Determine the number of lines in the data that include the word "page", and write only that number.
**** Extracted data
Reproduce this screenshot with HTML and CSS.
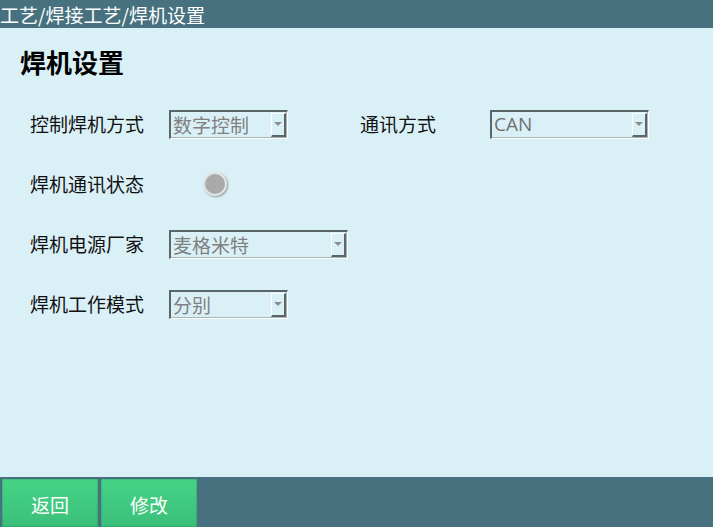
********
**** Extracted data
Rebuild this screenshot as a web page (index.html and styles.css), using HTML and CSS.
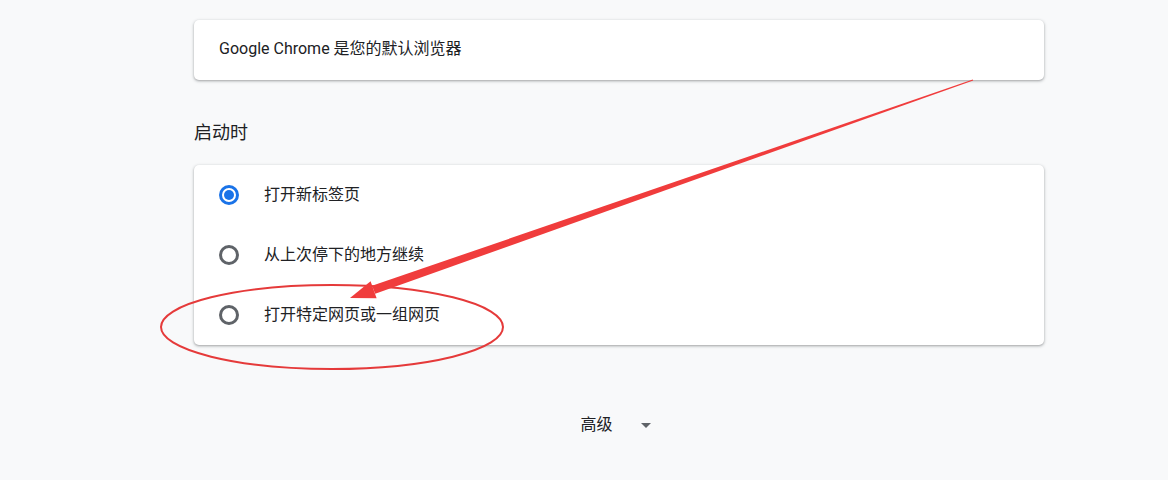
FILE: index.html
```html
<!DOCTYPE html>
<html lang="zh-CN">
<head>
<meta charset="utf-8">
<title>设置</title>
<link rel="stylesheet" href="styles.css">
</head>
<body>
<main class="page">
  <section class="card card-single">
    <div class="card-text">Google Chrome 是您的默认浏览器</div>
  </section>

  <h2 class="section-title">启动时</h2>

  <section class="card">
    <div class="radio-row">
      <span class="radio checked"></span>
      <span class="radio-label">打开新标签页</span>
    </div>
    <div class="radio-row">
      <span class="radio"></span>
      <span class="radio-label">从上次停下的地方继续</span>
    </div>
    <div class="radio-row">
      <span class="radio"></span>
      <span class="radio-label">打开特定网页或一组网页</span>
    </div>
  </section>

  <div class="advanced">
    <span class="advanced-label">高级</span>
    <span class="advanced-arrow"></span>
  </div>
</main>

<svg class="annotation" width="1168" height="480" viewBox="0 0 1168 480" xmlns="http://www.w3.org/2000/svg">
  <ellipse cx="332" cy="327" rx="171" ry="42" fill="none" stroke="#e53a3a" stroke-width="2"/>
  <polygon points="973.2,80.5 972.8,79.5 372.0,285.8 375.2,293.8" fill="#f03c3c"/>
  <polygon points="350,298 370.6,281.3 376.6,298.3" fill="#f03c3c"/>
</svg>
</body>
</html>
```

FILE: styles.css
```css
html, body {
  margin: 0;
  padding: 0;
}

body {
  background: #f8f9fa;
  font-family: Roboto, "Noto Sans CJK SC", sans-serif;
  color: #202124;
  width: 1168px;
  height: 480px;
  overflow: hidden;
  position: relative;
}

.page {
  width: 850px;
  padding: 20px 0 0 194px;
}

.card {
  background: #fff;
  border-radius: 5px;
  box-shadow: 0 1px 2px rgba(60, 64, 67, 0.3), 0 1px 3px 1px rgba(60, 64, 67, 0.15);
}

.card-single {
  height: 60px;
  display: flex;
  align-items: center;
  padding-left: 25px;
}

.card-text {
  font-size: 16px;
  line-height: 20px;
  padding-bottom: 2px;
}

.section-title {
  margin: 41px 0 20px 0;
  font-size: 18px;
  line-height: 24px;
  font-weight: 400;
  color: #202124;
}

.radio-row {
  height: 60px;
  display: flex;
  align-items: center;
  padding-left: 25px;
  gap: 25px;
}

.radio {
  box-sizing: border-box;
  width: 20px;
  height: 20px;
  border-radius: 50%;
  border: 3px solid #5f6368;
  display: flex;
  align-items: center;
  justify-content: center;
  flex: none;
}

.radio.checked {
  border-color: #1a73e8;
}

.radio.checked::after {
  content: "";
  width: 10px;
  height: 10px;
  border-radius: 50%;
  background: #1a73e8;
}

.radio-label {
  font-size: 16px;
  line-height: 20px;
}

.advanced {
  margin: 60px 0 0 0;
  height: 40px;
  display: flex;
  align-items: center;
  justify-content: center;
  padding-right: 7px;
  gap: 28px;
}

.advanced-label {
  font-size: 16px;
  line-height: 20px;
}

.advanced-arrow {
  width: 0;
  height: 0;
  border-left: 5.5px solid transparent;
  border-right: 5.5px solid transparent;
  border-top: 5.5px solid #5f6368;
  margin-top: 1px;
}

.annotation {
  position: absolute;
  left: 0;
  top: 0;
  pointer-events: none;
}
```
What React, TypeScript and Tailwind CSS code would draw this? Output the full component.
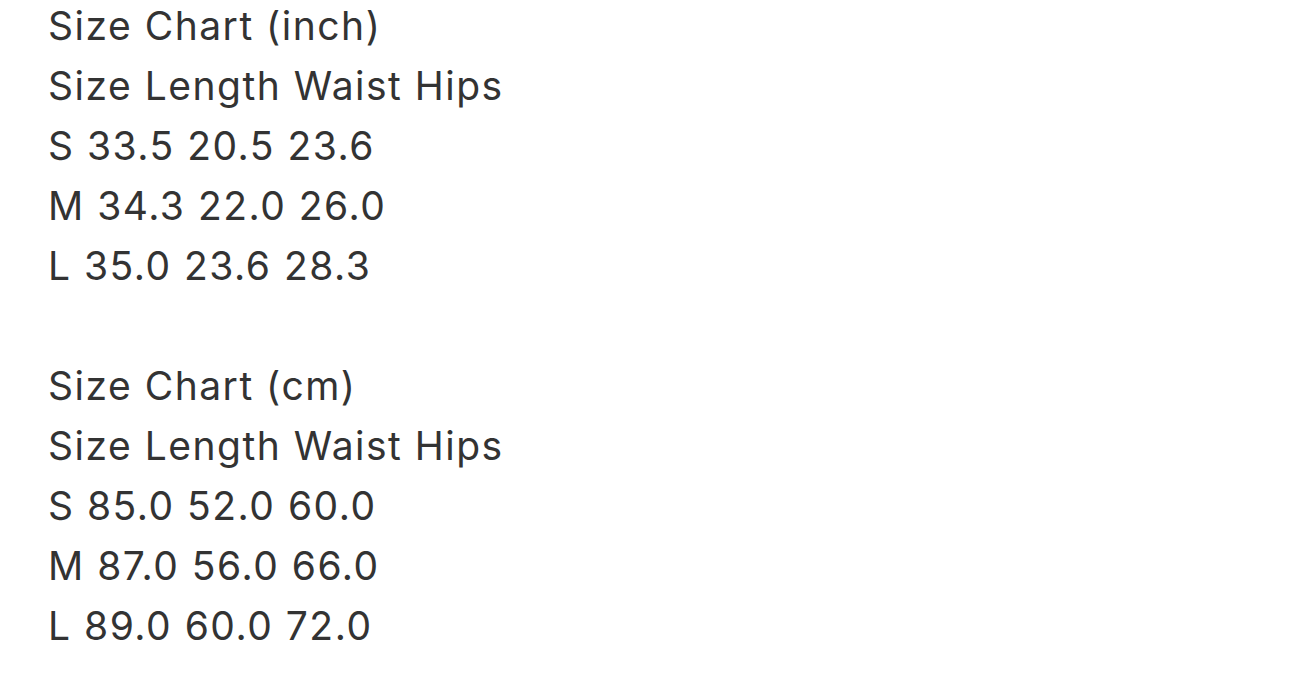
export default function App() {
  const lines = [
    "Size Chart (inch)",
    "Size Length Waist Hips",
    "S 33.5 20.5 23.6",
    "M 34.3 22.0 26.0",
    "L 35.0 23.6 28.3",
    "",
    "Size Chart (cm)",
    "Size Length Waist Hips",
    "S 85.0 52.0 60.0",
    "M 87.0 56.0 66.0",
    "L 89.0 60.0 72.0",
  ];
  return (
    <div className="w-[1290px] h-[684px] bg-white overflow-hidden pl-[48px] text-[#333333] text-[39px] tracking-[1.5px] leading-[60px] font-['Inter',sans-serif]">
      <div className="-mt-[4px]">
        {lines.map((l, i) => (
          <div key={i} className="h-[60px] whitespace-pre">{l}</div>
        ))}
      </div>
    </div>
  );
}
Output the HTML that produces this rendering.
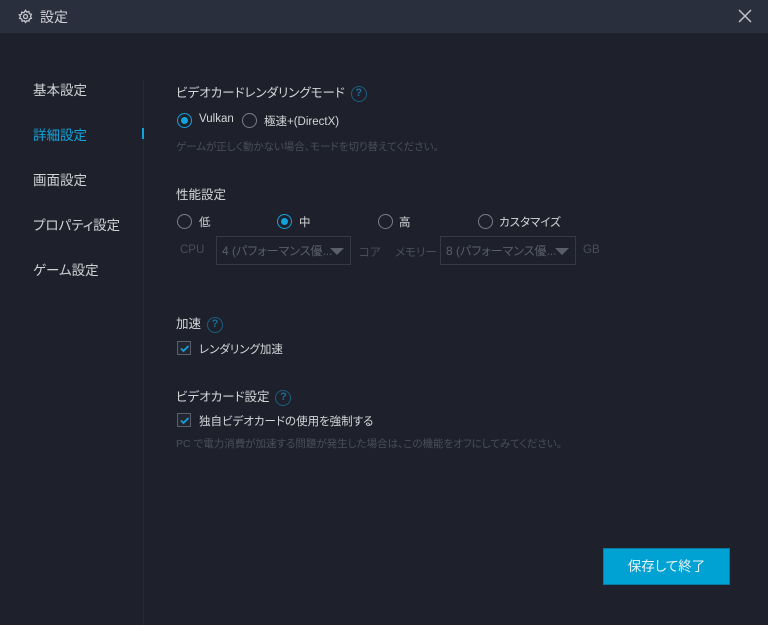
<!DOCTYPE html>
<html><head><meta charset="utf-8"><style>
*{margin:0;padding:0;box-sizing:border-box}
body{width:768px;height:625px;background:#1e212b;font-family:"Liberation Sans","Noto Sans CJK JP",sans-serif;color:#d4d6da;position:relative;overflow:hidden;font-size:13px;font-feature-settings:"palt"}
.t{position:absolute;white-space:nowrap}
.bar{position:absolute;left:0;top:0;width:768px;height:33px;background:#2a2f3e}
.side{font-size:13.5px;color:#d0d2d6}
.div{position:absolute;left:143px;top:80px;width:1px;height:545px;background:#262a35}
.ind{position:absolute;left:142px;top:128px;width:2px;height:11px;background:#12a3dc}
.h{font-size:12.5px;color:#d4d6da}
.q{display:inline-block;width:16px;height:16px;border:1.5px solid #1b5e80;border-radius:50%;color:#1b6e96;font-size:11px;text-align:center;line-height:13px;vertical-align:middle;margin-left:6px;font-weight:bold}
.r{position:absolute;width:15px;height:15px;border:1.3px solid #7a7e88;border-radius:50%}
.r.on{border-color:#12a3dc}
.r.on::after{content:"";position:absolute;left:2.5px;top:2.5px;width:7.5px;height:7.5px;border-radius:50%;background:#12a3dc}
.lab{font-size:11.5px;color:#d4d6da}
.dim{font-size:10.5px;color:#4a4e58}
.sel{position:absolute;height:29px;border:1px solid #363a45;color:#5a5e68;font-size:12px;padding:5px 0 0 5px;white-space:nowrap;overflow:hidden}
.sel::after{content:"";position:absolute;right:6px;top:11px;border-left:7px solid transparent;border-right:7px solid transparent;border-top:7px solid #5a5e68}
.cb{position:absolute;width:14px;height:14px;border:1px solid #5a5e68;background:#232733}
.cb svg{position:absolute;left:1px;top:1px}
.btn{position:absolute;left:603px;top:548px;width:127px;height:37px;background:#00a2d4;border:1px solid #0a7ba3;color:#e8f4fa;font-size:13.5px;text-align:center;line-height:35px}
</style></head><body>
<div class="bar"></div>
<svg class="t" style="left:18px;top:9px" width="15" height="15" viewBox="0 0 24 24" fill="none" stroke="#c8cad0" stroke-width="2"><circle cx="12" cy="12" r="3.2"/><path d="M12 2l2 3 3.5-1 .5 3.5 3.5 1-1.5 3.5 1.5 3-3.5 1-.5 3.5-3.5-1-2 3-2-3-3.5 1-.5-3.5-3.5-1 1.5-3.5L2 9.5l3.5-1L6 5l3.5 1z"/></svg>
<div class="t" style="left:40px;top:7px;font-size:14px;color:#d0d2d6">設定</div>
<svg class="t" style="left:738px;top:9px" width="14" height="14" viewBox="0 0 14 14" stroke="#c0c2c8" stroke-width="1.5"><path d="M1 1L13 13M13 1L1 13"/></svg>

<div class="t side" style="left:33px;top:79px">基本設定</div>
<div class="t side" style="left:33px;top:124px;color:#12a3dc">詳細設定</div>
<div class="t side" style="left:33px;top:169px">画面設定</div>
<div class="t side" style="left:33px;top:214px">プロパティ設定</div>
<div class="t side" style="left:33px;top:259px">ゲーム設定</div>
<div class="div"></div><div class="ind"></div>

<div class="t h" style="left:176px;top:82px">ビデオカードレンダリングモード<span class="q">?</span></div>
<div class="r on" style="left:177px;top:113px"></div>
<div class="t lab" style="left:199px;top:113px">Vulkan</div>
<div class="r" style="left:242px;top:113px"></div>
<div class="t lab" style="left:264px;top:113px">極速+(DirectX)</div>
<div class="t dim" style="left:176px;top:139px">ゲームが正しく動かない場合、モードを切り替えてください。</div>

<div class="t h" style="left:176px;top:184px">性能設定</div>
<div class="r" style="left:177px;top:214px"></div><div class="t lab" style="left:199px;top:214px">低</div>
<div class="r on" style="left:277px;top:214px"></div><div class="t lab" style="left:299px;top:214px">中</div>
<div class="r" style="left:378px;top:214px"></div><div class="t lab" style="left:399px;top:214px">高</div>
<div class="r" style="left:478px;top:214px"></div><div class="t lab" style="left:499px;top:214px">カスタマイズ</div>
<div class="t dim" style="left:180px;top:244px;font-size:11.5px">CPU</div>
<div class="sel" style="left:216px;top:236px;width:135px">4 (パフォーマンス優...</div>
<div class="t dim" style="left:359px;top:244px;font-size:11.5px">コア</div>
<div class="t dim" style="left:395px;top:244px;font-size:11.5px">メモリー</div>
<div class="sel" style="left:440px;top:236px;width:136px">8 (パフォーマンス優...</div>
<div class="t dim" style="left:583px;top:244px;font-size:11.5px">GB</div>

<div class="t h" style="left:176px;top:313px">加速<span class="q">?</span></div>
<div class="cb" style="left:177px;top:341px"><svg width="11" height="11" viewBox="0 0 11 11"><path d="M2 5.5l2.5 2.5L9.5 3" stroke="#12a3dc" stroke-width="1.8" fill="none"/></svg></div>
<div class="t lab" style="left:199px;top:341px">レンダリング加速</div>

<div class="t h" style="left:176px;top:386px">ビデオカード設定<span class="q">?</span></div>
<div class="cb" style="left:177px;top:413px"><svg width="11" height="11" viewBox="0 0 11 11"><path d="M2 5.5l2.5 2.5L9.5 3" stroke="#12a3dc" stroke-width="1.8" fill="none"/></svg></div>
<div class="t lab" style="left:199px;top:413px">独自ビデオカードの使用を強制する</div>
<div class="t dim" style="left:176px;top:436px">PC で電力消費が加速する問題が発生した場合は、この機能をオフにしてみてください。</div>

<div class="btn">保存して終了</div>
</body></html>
********
*Result*
3